Wednesday, October 9, 2013

Organizing Google+ Circles by Emotion and Underlying Agenda

I was a little frustrated by the limits of G+ circles organization. For those of us who love to micro-organize our data, it may be necessary to add prefixes and suffixes to circle names to keep them straight. I want to organize my circles by the usefulness of the information, but it changes depending on my mood or the mood of the source.

Sometimes I only want useful information and there are times when the people in my circles on G+ would rather share something funny or aesthetically pleasing. Some people balance what they share between news, humor and art, others are urgently and diligently focusing their scrutiny on economics and politics.

I attempted to find other ways of categorizing posts based on their intrinsic rather than extrinsic qualities.

Splitting the inference into conscious and subconscious subcategories takes practice but is not impossible. Through study of Communication, Psychology and Semiotics a language is developed to articulate every component of stimuli contained within a message on a specific medium, the immediate response expected from the receiver in a given circumstance, the following near-term responses from the original message, and the cumulative effective response over the long-term from a specific series of messages.

Analysis of messages exposes distinct common patterns of intent, the balance of intent can be weighed between conscious or subconscious. Propaganda, if done correctly, is typically covertly masked under innocuous, overt, emotionally distracting stimuli and relies on its cumulative effect to build up an engineered response to be triggered by a specific event in the future.

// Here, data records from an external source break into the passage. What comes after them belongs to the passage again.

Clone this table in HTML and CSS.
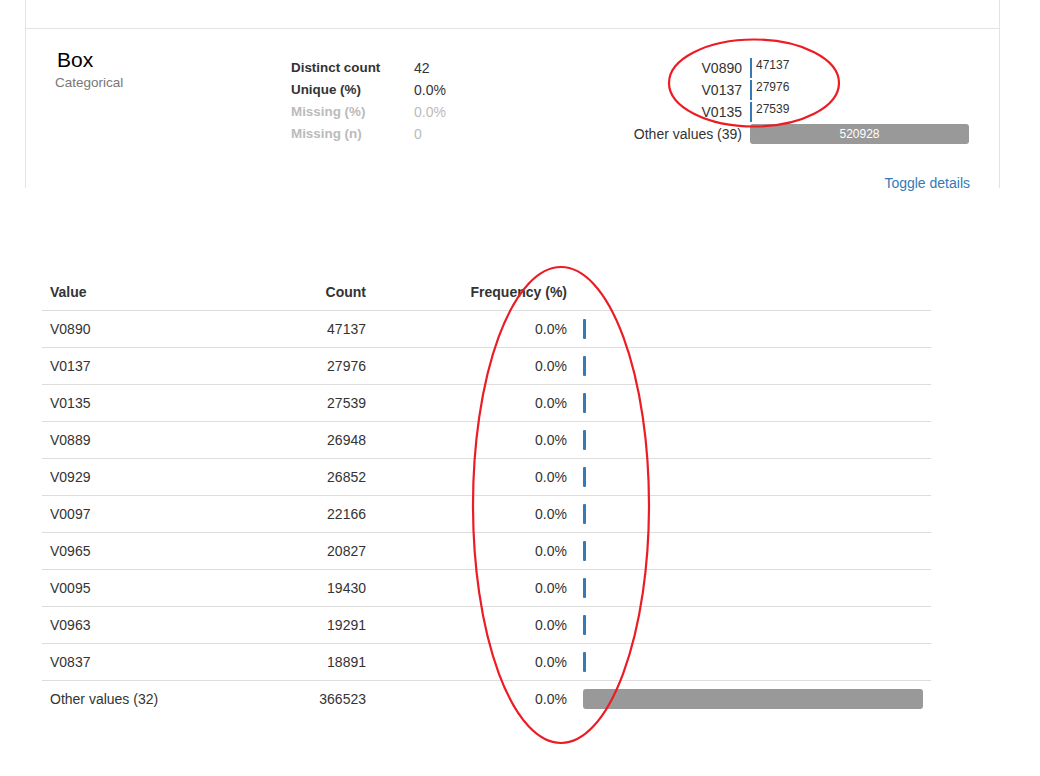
FILE: index.html
```html
<!DOCTYPE html>
<html>
<head>
<meta charset="utf-8">
<link rel="stylesheet" href="styles.css">
</head>
<body>
<div class="panel">
  <div class="panel-top"></div>
  <div class="var-row">
    <div class="var-name">
      <div class="title">Box</div>
      <div class="vtype">Categorical</div>
    </div>
    <div class="stats">
      <div class="stat"><span class="lbl">Distinct count</span><span class="val">42</span></div>
      <div class="stat"><span class="lbl">Unique (%)</span><span class="val">0.0%</span></div>
      <div class="stat ignore"><span class="lbl">Missing (%)</span><span class="val">0.0%</span></div>
      <div class="stat ignore"><span class="lbl">Missing (n)</span><span class="val">0</span></div>
    </div>
    <div class="mini">
      <div class="mini-row"><span class="mlabel">V0890</span><span class="mbar"><span class="tick"></span><span class="mnum">47137</span></span></div>
      <div class="mini-row"><span class="mlabel">V0137</span><span class="mbar"><span class="tick"></span><span class="mnum">27976</span></span></div>
      <div class="mini-row"><span class="mlabel">V0135</span><span class="mbar"><span class="tick"></span><span class="mnum">27539</span></span></div>
      <div class="mini-row"><span class="mlabel">Other values (39)</span><span class="mbar"><span class="graybar">520928</span></span></div>
    </div>
  </div>
  <div class="toggle-row"><a class="toggle">Toggle details</a></div>
  <svg class="ring ring1" width="176" height="92" viewBox="0 0 176 92"><ellipse cx="88" cy="46" rx="85" ry="43.5" fill="none" stroke="#ec1c24" stroke-width="2.2"/></svg>
</div>

<div class="freq-wrap">
  <table class="freq">
    <thead>
      <tr><th class="c-val">Value</th><th class="c-num">Count</th><th class="c-num c-pct">Frequency (%)</th><th class="c-bar"></th></tr>
    </thead>
    <tbody>
      <tr><td>V0890</td><td class="c-num">47137</td><td class="c-num">0.0%</td><td class="c-bar"><div class="bar"></div></td></tr>
      <tr><td>V0137</td><td class="c-num">27976</td><td class="c-num">0.0%</td><td class="c-bar"><div class="bar"></div></td></tr>
      <tr><td>V0135</td><td class="c-num">27539</td><td class="c-num">0.0%</td><td class="c-bar"><div class="bar"></div></td></tr>
      <tr><td>V0889</td><td class="c-num">26948</td><td class="c-num">0.0%</td><td class="c-bar"><div class="bar"></div></td></tr>
      <tr><td>V0929</td><td class="c-num">26852</td><td class="c-num">0.0%</td><td class="c-bar"><div class="bar"></div></td></tr>
      <tr><td>V0097</td><td class="c-num">22166</td><td class="c-num">0.0%</td><td class="c-bar"><div class="bar"></div></td></tr>
      <tr><td>V0965</td><td class="c-num">20827</td><td class="c-num">0.0%</td><td class="c-bar"><div class="bar"></div></td></tr>
      <tr><td>V0095</td><td class="c-num">19430</td><td class="c-num">0.0%</td><td class="c-bar"><div class="bar"></div></td></tr>
      <tr><td>V0963</td><td class="c-num">19291</td><td class="c-num">0.0%</td><td class="c-bar"><div class="bar"></div></td></tr>
      <tr><td>V0837</td><td class="c-num">18891</td><td class="c-num">0.0%</td><td class="c-bar"><div class="bar"></div></td></tr>
      <tr class="other"><td>Other values (32)</td><td class="c-num">366523</td><td class="c-num">0.0%</td><td class="c-bar"><div class="bar bar-other"></div></td></tr>
    </tbody>
  </table>
  <svg class="ring ring2" width="184" height="484" viewBox="0 0 184 484"><ellipse cx="92" cy="242" rx="88" ry="238" fill="none" stroke="#ec1c24" stroke-width="2.2"/></svg>
</div>
</body>
</html>
```

FILE: styles.css
```css
html, body {
  margin: 0;
  padding: 0;
  background: #fff;
}
body {
  font-family: "Liberation Sans", Arial, sans-serif;
  font-size: 14px;
  color: #333;
  line-height: 20px;
  min-height: 776px;
}

.panel {
  position: relative;
  margin-left: 25px;
  width: 973px;
  height: 188px;
  border-left: 1px solid #e3e3e3;
  border-right: 1px solid #e3e3e3;
}
.panel-top {
  height: 28px;
  border-bottom: 1px solid #e3e3e3;
}

.var-row {
  display: flex;
  padding-top: 19px;
  padding-left: 31px;
}
.var-name {
  width: 234px;
}
.title {
  font-size: 21px;
  line-height: 24px;
  color: #000;
}
.vtype {
  color: #777;
  font-size: 13.5px;
  line-height: 20px;
  margin-left: -2px;
  margin-top: 1px;
}

.stats {
  width: 309px;
  padding-top: 9px;
}
.stat {
  display: flex;
  height: 22px;
  align-items: center;
}
.lbl {
  width: 123px;
  font-weight: bold;
  font-size: 13.4px;
}
.val {
  font-size: 14px;
}
.stat.ignore {
  color: #bbb;
}

.mini {
  padding-top: 9px;
}
.mini-row {
  display: flex;
  height: 22px;
  align-items: center;
}
.mlabel {
  width: 142px;
  text-align: right;
  margin-right: 8px;
}
.mbar {
  width: 219px;
  display: flex;
  align-items: flex-start;
  height: 20px;
}
.tick {
  width: 2px;
  height: 20px;
  background: #337ab7;
}
.mnum {
  font-size: 12px;
  line-height: 15px;
  margin-left: 4px;
}
.graybar {
  width: 219px;
  height: 20px;
  background: #999;
  border-radius: 3px;
  color: #fff;
  font-size: 12px;
  line-height: 20px;
  text-align: center;
}

.toggle-row {
  display: flex;
  justify-content: flex-end;
  padding-right: 29px;
  margin-top: 28px;
}
.toggle {
  color: #337ab7;
  font-size: 14px;
  line-height: 20px;
}

.ring {
  position: absolute;
  pointer-events: none;
}
.ring1 {
  left: 640px;
  top: 37px;
}

.freq-wrap {
  position: relative;
  margin-top: 86px;
  margin-left: 42px;
  width: 889px;
  padding-bottom: 50px;
}
.freq {
  width: 889px;
  border-collapse: collapse;
  border-spacing: 0;
}
.freq th {
  text-align: left;
  font-weight: bold;
  padding: 8px;
  line-height: 20px;
  border-bottom: 1px solid #ddd;
}
.freq td {
  padding: 8px;
  line-height: 20px;
  border-top: 1px solid #ddd;
  height: 20px;
}
.freq th.c-num, .freq td.c-num {
  text-align: right;
}
.c-val { width: 115px; }
.freq th.c-num { width: 185px; }
.freq td.c-bar, .freq th.c-bar {
  width: 340px;
  padding-left: 8px;
}
.bar {
  width: 3px;
  height: 20px;
  background: #337ab7;
  border-radius: 1px;
}
.bar-other {
  width: 340px;
  background: #999;
  border-radius: 3px;
}
.ring2 {
  left: 427px;
  top: -11px;
}
```
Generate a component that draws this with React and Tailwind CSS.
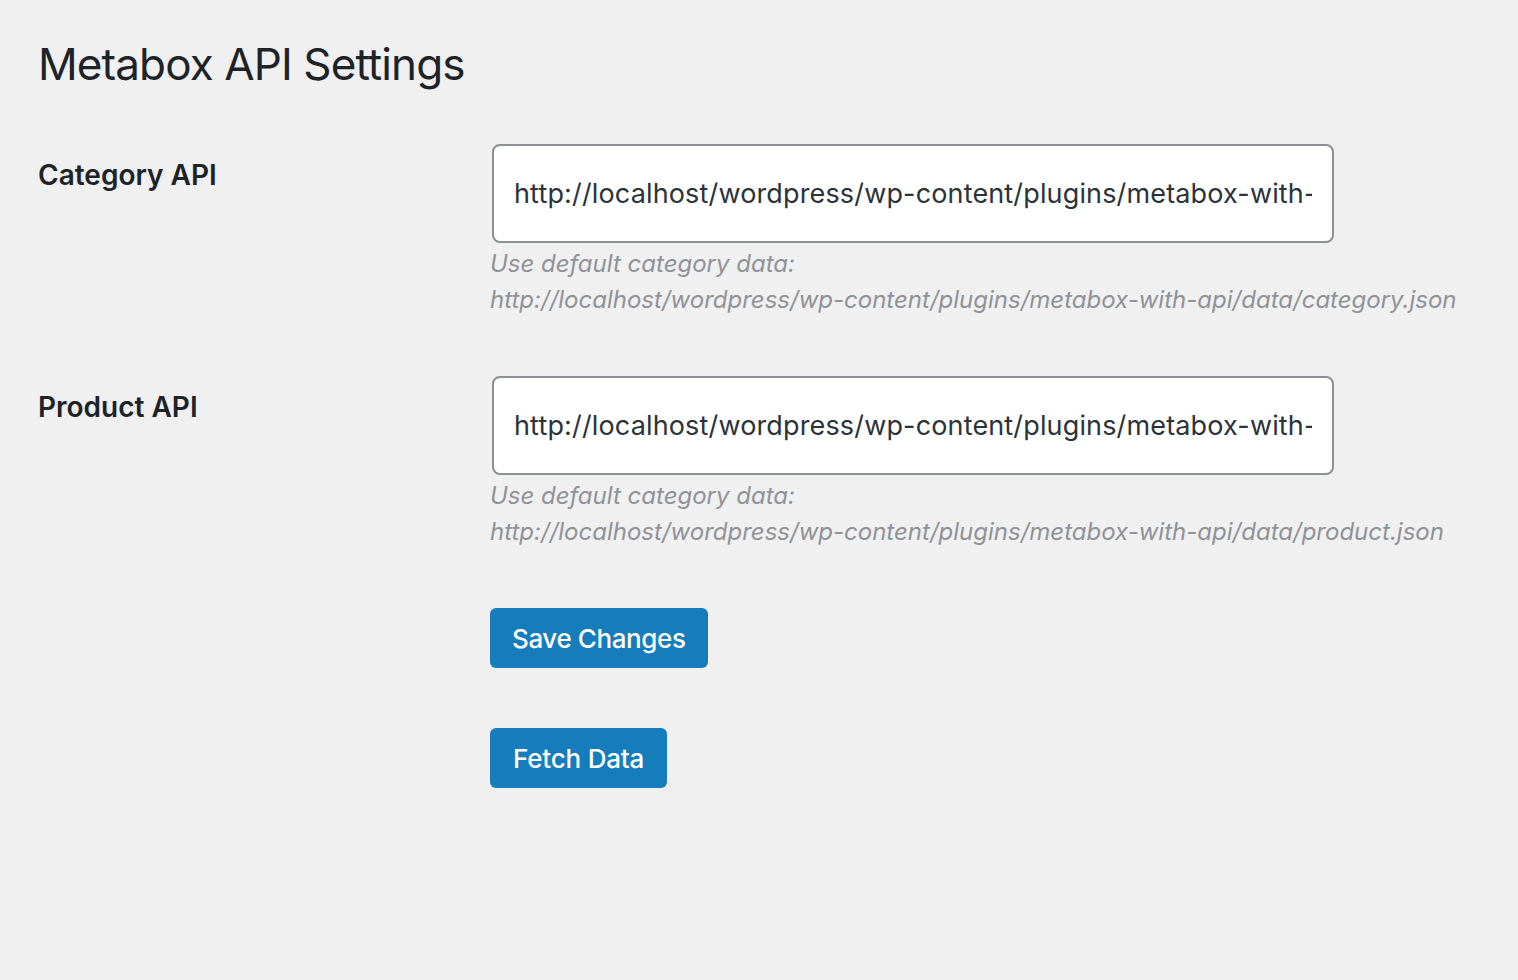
import React from 'react';

const FONT = "font-['Inter','Noto_Sans',sans-serif]";

const fields = [
  {
    label: 'Category API',
    value: 'http://localhost/wordpress/wp-content/plugins/metabox-with-api/data/category.json',
    hint: 'http://localhost/wordpress/wp-content/plugins/metabox-with-api/data/category.json',
  },
  {
    label: 'Product API',
    value: 'http://localhost/wordpress/wp-content/plugins/metabox-with-api/data/product.json',
    hint: 'http://localhost/wordpress/wp-content/plugins/metabox-with-api/data/product.json',
  },
];

const App = () => {
  return (
    <div className={`min-h-[980px] w-full bg-[#f0f0f1] pl-[38px] pt-[36px] text-[#1d2327] ${FONT}`}>
      <h1 className="text-[44px] leading-[56px] font-normal tracking-[-0.9px]">Metabox API Settings</h1>

      <div className="mt-[52px] flex flex-col gap-[58px]">
        {fields.map((f) => (
          <div key={f.label} className="flex">
            <div className="w-[452px] shrink-0 pt-[13px] text-[28px] leading-[36px] font-semibold">
              {f.label}
            </div>
            <div className="flex flex-col">
              <input
                readOnly
                value={f.value}
                className="ml-[2px] h-[99px] w-[842px] rounded-[8px] border-2 border-[#8c8f94] bg-white px-[20px] text-[27px] tracking-[0.15px] text-[#2c3338] outline-none"
              />
              <p className="mt-[3px] text-[24px] leading-[36px] italic text-[#8f9296]">
                Use default category data:
                <br />
                {f.hint}
              </p>
            </div>
          </div>
        ))}
      </div>

      <div className="ml-[452px] mt-[58px] flex flex-col items-start gap-[60px]">
        <button className="h-[60px] rounded-[6px] bg-[#167dbd] px-[22px] text-[26px] font-medium tracking-[-0.4px] text-white">
          Save Changes
        </button>
        <button className="h-[60px] rounded-[6px] bg-[#167dbd] px-[23px] text-[26px] font-medium tracking-[-0.2px] text-white">
          Fetch Data
        </button>
      </div>
    </div>
  );
};

export default App;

Most messages on G+ are intended to be overt, direct and include consciously as well as subconsciously implied material. In other words, we get the overt message + intended implication through juxtaposition with other elements, but the message also contains the back-story behind why the message was posted in the first place. Here we get into psychological profiling by studying a collection of posts from the same source, the choice of images, topics, source links, adherence to rules of language, etc. Given enough material one could discover if someone was being fed information to post or was applying one's own effort.

Google+ has a "Discover" sub-section of the "People" section with preconceived circles where members are categorized by Politics,
Science & Nature, How-to & DIY, News, Technology, Entertainment, Education, Sports, Auto, Health, Fun & Interesting, Featured on Google+, Food & Drink, Music, Photography, Travel, Lifestyle, Art & Design, Family, Popular on YouTube, Books, Games, Connect with Google, Fashion and Beauty and Causes.

These general categories are on the conscious level,  uncontroversial and homogeneous. Each category can be set as a column header for rows representing levels of a certain nature I can't quite articulate. There could be levels considered criminal or explicit. Perhaps adult material exists in all of them at one point.

Posts may be useful and benevolent or otherwise. I created a spreadsheet (a work always in progress) to see if I could further organize them into categories based on context and motivation. Keep in mind these change like the wind.

Abraham Maslow's Need Hierarchy has potential for G+ Circle organization. I thought it would be clever to assign the Greek alphabet to these tiered categories since it seems to be popular on certain sites for Trolls to refer to certain people as "Beta."

It's possible to organize circles by how we perceive a member's status on the chart or our own. For example, I would like a stable career, a wife and children and live in a big house in a nice neighborhood, but I'm single, childless and live in a one-bedroom apartment. I consider my status within the Basic Needs level (Delta/Epsilon) because I feel a need to improve my status.

Aside from sharing updates with family and friends which I have restricted to Facebook, I don't need to see posts on G+ by someone who is self-actualized (Alpha) and sharing photos of their tropical retirement vacation or photos of their children graduating from college. These should be shared privately. It seems that members from the lower tiers would like to know how to get higher, but would prefer to see technical rather than bragging posts.

I suppose the argument against that sort of sharing would be the threat to one's own uniqueness if one's own techniques were too widely shared, raising up competition from below. Such desire to limit information to within a few select people is the foundation of social stratification.

In the Esteem Needs category (Beta) I don't see many people sharing that they just started a new career or promotion, or sharing the secrets of their success.

My interpretation of the structure unravels at the Belongingness and love needs category (Gamma) because it seems everyone on G+ at one time or another is submitting posts seeking affirmation or validation from others like themselves. I sometimes assume this to be the fundamental motivation driving social media and may encompass the entire framework of communication. Sometimes.

Epsilon are usually children or anyone entirely dependent on others for support. I'm not sure if such people have ever ventured into the social media space without direct supervision. It's possible.

My posts are usually affinity-seeking, cathartic expressions fraught with innuendo that seek to change minds and raise awareness about circumstances, but aren't they all? Even after graduating I'm still a student to communication.